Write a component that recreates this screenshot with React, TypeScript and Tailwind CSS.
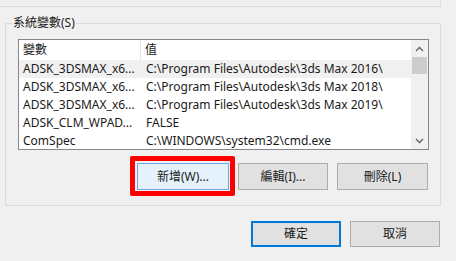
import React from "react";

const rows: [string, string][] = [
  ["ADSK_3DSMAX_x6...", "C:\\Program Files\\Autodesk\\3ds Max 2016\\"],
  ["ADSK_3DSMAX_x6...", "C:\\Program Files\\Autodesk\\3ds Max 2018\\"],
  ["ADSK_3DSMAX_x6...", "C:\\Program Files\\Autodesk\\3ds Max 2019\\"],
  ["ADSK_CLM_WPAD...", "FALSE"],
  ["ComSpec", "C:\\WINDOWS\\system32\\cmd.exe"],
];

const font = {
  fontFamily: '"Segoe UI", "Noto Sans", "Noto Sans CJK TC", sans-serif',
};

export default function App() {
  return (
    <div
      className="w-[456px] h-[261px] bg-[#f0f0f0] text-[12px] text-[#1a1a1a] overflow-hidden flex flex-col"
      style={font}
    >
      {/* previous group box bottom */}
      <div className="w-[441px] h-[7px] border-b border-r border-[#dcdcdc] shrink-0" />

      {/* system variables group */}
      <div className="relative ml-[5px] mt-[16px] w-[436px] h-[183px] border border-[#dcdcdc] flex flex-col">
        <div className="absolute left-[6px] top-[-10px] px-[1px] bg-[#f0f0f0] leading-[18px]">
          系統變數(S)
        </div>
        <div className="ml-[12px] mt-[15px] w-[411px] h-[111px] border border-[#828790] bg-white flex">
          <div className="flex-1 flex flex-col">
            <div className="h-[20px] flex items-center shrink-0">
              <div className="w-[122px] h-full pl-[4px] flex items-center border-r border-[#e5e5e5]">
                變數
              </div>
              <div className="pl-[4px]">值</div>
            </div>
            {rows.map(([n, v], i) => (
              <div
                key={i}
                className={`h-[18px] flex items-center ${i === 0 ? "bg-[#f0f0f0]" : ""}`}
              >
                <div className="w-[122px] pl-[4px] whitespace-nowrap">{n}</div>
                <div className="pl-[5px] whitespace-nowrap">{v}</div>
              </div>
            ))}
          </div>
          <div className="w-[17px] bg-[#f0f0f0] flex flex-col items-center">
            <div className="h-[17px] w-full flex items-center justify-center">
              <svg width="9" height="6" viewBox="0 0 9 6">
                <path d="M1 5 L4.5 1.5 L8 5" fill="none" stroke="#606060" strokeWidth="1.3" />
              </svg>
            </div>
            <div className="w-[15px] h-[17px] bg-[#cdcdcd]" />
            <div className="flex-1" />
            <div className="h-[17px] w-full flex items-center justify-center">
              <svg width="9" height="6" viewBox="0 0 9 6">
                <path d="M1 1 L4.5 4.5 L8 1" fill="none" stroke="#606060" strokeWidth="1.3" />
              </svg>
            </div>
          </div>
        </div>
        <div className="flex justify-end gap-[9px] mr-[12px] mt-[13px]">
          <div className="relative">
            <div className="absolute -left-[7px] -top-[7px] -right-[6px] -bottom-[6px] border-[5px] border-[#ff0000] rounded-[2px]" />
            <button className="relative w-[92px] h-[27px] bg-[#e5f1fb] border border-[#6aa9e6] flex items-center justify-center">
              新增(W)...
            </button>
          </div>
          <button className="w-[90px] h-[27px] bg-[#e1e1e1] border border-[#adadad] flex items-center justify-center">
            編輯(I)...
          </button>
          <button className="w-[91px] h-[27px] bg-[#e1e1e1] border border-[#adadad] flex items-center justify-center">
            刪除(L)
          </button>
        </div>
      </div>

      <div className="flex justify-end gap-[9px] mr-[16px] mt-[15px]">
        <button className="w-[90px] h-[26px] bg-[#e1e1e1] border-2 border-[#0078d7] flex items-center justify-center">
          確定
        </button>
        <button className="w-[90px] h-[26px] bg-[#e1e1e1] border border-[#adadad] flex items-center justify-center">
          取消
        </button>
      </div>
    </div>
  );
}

____________

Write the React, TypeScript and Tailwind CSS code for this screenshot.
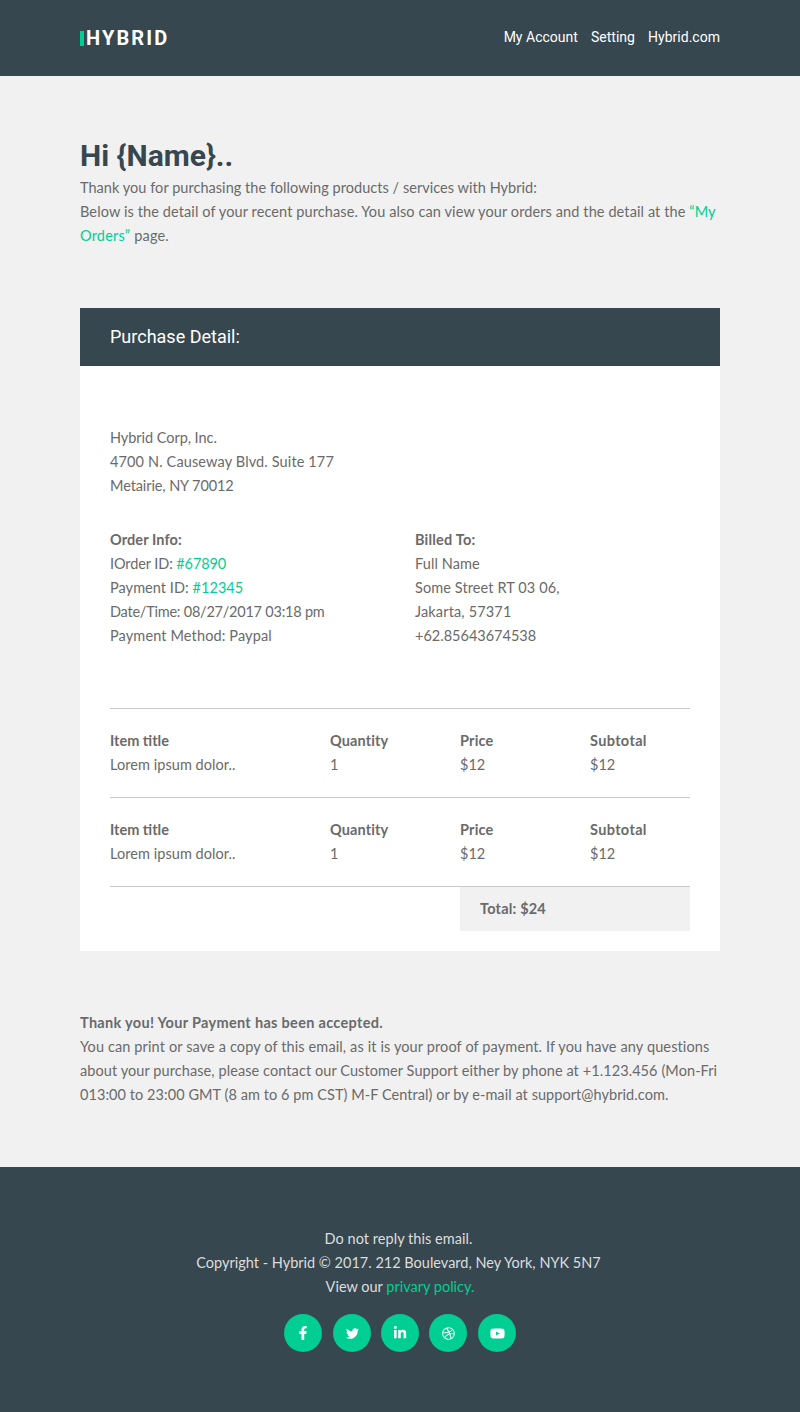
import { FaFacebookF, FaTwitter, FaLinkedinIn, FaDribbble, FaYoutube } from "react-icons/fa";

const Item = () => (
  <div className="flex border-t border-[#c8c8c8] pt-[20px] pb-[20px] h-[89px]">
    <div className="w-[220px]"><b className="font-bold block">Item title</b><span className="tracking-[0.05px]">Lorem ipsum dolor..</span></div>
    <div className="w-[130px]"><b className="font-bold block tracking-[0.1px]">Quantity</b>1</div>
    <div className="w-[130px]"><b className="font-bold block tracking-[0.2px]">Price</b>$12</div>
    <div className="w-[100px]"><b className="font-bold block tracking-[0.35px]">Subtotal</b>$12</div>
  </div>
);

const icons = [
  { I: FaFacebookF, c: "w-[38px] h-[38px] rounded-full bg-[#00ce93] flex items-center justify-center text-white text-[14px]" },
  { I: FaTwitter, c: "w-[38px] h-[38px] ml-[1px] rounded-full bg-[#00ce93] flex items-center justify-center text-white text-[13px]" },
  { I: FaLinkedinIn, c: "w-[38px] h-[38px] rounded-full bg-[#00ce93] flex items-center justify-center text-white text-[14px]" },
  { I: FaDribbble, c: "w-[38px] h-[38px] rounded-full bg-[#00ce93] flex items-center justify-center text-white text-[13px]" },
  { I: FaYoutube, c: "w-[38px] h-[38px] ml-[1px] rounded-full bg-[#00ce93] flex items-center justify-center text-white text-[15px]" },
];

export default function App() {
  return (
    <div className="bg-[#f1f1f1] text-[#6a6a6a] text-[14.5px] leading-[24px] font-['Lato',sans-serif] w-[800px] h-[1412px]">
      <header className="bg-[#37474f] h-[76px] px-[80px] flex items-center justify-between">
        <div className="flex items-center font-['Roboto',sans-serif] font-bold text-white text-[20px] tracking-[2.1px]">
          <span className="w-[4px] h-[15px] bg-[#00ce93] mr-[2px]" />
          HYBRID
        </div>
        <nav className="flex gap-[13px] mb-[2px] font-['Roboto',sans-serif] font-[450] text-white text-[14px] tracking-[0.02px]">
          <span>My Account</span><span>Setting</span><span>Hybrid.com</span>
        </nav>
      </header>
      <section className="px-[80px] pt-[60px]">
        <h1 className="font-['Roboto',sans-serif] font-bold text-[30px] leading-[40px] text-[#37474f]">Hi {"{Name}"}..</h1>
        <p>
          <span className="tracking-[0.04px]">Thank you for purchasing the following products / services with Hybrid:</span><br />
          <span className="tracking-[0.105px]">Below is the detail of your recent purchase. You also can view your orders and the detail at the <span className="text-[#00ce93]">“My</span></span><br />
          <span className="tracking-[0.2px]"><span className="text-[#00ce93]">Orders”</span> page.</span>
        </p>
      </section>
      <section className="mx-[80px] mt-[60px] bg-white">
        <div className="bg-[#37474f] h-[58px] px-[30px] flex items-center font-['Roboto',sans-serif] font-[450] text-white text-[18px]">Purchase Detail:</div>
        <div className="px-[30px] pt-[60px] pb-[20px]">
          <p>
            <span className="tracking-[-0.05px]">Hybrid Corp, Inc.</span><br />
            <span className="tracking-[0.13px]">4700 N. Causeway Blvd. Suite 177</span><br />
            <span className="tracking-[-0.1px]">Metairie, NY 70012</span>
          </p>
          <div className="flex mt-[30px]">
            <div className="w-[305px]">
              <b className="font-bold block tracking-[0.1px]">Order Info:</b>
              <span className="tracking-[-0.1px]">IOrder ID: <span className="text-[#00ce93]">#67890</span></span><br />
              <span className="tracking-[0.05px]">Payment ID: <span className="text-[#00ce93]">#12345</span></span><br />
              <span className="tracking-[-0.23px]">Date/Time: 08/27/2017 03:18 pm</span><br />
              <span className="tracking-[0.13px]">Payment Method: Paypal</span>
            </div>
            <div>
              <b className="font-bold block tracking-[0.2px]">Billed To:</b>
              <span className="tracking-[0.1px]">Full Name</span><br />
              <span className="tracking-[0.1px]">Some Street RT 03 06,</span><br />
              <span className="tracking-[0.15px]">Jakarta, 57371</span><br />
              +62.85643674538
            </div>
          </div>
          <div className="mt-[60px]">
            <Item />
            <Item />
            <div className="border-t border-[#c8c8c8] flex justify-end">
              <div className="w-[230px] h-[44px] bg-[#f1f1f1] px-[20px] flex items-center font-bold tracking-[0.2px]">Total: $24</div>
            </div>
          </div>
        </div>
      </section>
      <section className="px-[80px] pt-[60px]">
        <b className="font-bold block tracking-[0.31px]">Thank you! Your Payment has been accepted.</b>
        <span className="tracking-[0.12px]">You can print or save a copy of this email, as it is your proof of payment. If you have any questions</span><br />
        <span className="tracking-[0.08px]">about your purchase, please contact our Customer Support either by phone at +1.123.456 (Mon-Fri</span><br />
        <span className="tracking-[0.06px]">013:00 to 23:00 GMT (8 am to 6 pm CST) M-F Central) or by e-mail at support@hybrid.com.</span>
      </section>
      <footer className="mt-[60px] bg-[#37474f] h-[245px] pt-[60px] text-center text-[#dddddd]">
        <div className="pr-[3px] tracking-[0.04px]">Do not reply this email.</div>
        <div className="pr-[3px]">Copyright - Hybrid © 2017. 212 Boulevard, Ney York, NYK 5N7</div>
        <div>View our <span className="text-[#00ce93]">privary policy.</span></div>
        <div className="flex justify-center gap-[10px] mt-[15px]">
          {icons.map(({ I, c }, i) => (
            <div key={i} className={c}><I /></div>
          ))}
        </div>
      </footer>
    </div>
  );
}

____________

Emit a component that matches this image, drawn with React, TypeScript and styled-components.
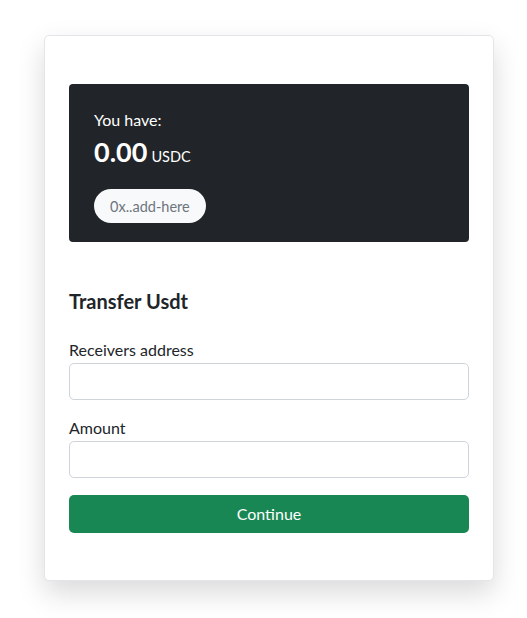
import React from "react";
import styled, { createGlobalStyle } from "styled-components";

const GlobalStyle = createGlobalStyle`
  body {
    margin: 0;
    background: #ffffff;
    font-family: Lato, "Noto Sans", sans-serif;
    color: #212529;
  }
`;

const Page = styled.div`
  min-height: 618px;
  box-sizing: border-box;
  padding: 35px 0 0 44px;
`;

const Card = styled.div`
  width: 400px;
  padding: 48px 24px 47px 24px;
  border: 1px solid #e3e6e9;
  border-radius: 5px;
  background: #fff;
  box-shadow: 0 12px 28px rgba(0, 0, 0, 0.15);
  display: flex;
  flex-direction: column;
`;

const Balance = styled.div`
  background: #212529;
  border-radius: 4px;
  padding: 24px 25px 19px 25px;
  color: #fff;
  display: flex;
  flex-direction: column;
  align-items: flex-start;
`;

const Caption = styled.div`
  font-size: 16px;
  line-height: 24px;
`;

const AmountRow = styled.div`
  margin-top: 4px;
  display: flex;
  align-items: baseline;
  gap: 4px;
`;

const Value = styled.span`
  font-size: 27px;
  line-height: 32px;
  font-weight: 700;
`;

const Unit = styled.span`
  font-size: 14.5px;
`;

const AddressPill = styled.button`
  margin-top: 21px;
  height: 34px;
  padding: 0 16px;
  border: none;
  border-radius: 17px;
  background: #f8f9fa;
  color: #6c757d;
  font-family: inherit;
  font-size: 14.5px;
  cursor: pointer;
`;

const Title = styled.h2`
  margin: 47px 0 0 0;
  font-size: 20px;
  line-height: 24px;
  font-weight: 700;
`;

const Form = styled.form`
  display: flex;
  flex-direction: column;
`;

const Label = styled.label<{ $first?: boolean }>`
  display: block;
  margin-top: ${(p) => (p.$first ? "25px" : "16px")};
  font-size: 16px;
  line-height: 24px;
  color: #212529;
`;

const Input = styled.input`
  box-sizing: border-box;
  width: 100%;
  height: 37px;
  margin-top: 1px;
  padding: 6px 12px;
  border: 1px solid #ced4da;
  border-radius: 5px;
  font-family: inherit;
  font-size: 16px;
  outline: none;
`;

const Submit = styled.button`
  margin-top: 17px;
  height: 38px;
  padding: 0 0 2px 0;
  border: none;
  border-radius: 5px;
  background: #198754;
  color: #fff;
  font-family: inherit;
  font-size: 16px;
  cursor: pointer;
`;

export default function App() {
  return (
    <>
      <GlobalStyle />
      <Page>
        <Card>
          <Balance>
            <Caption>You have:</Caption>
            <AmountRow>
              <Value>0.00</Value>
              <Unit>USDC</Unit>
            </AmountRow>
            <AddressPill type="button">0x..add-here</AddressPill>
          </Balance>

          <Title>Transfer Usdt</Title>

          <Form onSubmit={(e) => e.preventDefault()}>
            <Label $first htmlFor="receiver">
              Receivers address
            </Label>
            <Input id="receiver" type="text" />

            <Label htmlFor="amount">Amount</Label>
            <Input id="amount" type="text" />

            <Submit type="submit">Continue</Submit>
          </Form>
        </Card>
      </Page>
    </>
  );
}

____________

### Short problem
Write out every line of the listing that holds the word "this".

### Right answer
Write a component that recreates this screenshot with React, TypeScript and Tailwind CSS.
Write the React, TypeScript and Tailwind CSS code for this screenshot.
        <span className="tracking-[0.12px]">You can print or save a copy of this email, as it is your proof of payment. If you have any questions</span><br />
        <div className="pr-[3px] tracking-[0.04px]">Do not reply this email.</div>
Emit a component that matches this image, drawn with React, TypeScript and styled-components.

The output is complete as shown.